Plus récemment encore, le premier président de la Cour de cassation Bertrand Louvel a demandé lors de son audition devant les sénateurs de la commission des lois la restauration « du rôle de l’autorité judiciaire ». Ce régime d’exception a favorisé une dualité de deux systèmes aux fonctions et aux missions identiques.
L’exécutif aurait dû ou pu profiter de l’état d’urgence pour adapter nos institutions en charge de la lutte contre le terrorisme aux nouvelles menaces. Il n’en a rien fait. Aucune réorganisation n’a été opérée, le projet de loi contre le terrorisme actuellement en discussion creuse, un peu plus, le fossé. En effet et même si comme le rappelle le ministre de l’Intérieur, le « projet de loi relatif au terrorisme n’inscrit pas l’état d’urgence dans le droit commun », le recours à des mesures de police administrative au détriment de la police judiciaire constitue, de ce point de vue, une certaine régression pour nos libertés.

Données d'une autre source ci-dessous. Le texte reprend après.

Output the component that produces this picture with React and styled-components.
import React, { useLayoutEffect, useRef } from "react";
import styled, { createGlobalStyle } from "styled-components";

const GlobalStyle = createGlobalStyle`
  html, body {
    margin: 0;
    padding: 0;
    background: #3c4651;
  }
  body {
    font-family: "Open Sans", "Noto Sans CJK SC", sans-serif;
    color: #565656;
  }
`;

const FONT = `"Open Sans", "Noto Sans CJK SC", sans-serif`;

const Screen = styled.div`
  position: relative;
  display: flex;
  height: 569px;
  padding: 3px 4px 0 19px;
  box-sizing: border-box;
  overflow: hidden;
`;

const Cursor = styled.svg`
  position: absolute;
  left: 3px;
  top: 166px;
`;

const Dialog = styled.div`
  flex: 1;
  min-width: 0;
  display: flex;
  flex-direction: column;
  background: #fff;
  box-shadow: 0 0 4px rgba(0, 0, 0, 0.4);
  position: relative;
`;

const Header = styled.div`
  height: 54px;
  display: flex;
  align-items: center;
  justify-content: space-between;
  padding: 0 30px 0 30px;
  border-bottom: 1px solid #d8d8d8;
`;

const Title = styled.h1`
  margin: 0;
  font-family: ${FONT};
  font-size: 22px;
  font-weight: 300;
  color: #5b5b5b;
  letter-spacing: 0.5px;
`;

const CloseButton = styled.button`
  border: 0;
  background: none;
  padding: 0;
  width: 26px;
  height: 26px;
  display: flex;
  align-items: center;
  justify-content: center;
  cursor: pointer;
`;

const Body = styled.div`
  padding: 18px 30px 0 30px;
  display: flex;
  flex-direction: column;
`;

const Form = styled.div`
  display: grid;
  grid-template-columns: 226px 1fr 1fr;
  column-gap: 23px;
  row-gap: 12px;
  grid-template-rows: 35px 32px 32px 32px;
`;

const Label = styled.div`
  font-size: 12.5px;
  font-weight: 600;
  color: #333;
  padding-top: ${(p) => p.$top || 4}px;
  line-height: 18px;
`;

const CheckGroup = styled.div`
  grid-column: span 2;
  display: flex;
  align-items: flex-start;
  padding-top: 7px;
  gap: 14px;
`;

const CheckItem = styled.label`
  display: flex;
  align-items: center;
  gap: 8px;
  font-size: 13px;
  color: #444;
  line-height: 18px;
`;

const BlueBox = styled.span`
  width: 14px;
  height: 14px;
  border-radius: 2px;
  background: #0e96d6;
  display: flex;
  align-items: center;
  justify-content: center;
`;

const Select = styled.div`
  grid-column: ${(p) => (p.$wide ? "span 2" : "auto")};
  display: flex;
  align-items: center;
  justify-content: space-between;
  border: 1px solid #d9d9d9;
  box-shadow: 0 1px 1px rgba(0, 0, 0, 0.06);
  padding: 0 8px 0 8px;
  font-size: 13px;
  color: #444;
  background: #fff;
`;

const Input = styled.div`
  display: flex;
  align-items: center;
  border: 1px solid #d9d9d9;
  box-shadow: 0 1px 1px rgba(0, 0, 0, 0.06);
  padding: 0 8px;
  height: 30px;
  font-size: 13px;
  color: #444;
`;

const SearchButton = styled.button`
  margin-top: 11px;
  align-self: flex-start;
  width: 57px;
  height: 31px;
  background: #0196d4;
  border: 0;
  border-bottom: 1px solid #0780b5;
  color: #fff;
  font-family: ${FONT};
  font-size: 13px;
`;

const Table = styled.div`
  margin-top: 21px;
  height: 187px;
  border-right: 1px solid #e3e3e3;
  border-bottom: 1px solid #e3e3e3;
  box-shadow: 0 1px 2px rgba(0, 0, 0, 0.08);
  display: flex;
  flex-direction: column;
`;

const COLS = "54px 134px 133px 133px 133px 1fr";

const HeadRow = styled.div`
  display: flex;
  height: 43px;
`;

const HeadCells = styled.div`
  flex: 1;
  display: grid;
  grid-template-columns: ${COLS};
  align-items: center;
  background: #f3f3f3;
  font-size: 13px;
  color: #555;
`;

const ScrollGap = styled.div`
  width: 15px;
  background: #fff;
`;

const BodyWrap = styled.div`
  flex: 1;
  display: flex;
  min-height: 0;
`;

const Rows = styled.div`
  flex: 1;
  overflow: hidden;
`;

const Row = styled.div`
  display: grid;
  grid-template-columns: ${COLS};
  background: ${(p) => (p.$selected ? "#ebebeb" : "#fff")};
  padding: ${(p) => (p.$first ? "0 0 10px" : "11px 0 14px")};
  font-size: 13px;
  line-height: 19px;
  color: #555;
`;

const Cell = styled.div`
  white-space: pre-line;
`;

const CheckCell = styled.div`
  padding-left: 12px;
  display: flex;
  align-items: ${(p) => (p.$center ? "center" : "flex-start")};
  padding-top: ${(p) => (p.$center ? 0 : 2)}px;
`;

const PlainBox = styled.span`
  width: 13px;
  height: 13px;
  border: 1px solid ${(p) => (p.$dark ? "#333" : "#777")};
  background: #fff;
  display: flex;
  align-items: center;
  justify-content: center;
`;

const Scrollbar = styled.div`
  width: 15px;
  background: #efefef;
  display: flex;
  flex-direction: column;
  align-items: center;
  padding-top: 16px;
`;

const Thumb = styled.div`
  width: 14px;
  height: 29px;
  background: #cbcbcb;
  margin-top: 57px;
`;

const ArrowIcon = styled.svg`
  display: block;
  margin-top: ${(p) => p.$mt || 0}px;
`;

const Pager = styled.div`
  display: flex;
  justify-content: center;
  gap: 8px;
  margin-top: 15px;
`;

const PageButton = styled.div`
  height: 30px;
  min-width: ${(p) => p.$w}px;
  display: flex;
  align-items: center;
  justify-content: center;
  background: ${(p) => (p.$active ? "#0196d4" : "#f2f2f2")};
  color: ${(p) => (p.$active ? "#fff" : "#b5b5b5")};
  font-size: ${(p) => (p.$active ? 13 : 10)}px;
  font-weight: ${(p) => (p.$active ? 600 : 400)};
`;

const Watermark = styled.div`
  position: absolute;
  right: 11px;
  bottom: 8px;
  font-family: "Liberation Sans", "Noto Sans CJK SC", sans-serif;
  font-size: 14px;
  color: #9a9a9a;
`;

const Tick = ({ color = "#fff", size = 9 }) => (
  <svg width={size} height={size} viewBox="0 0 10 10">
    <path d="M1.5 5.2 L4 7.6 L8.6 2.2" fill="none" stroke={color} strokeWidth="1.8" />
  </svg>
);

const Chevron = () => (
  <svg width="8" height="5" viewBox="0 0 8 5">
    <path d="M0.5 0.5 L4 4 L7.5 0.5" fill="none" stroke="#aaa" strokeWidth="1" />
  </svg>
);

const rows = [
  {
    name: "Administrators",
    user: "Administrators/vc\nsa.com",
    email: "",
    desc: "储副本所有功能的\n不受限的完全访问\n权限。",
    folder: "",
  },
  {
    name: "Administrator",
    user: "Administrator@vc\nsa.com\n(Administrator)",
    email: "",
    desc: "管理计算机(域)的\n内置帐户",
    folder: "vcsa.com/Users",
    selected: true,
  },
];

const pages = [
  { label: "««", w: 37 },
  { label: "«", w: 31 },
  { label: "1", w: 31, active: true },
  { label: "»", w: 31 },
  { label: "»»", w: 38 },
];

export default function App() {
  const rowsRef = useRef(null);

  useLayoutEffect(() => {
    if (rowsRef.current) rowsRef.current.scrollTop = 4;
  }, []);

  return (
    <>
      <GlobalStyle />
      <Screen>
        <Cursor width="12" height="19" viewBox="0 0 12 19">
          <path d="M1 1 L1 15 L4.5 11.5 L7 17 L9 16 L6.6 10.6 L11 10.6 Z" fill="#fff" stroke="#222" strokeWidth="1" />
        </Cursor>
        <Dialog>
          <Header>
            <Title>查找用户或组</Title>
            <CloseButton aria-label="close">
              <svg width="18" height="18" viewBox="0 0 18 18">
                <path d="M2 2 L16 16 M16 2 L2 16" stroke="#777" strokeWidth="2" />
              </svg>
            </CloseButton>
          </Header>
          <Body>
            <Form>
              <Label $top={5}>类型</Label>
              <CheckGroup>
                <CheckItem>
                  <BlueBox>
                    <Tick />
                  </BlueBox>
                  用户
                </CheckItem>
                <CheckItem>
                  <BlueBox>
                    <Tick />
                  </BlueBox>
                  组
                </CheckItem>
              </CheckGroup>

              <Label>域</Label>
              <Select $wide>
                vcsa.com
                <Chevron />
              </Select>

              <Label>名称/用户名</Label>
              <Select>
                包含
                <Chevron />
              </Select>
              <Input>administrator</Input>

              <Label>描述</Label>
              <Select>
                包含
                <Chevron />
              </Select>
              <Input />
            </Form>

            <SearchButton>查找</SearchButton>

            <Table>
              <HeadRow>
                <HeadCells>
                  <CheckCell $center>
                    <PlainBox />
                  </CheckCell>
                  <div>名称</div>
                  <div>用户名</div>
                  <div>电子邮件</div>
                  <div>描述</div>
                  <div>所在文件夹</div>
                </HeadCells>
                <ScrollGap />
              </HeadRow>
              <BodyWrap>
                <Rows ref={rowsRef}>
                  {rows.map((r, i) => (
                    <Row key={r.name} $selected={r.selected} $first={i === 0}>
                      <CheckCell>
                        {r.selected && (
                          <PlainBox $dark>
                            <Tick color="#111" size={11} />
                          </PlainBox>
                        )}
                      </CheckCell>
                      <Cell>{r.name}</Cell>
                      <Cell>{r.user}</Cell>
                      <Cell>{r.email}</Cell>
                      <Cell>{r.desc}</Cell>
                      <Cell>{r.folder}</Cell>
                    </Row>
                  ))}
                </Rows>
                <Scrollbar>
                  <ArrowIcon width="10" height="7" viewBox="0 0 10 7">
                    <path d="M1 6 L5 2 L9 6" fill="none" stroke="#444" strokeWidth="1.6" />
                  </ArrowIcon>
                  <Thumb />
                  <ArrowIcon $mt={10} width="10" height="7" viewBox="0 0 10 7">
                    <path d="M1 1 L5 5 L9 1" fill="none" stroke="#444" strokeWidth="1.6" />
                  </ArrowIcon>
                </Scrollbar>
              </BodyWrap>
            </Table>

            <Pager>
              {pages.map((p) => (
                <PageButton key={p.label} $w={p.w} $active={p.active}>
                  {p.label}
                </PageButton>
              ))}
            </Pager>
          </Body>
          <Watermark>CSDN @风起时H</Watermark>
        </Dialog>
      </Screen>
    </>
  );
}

C’est ainsi que le Gouvernement propose une retenue administrative de 4 heures pour une personne qui apparaîtrait comme liée à des activités terroristes alors qu’il existe dans le Code pénal une infraction d’association de malfaiteurs en relation avec une entreprise terroriste dont la répression est confiée au juge judiciaire.
En fait, le gouvernement est responsable d’une confusion entre plusieurs institutions dont il aurait pu se glorifier d’avoir organisé son harmonisation pour plus d’efficacité. Au lieu de cela, l’exécutif a donné des pouvoirs exorbitants aux préfets souvent sans moyen pour lutter contre le terrorisme alors qu’en réalité ces pouvoirs ont été dévoyés pour lutter contre la délinquance.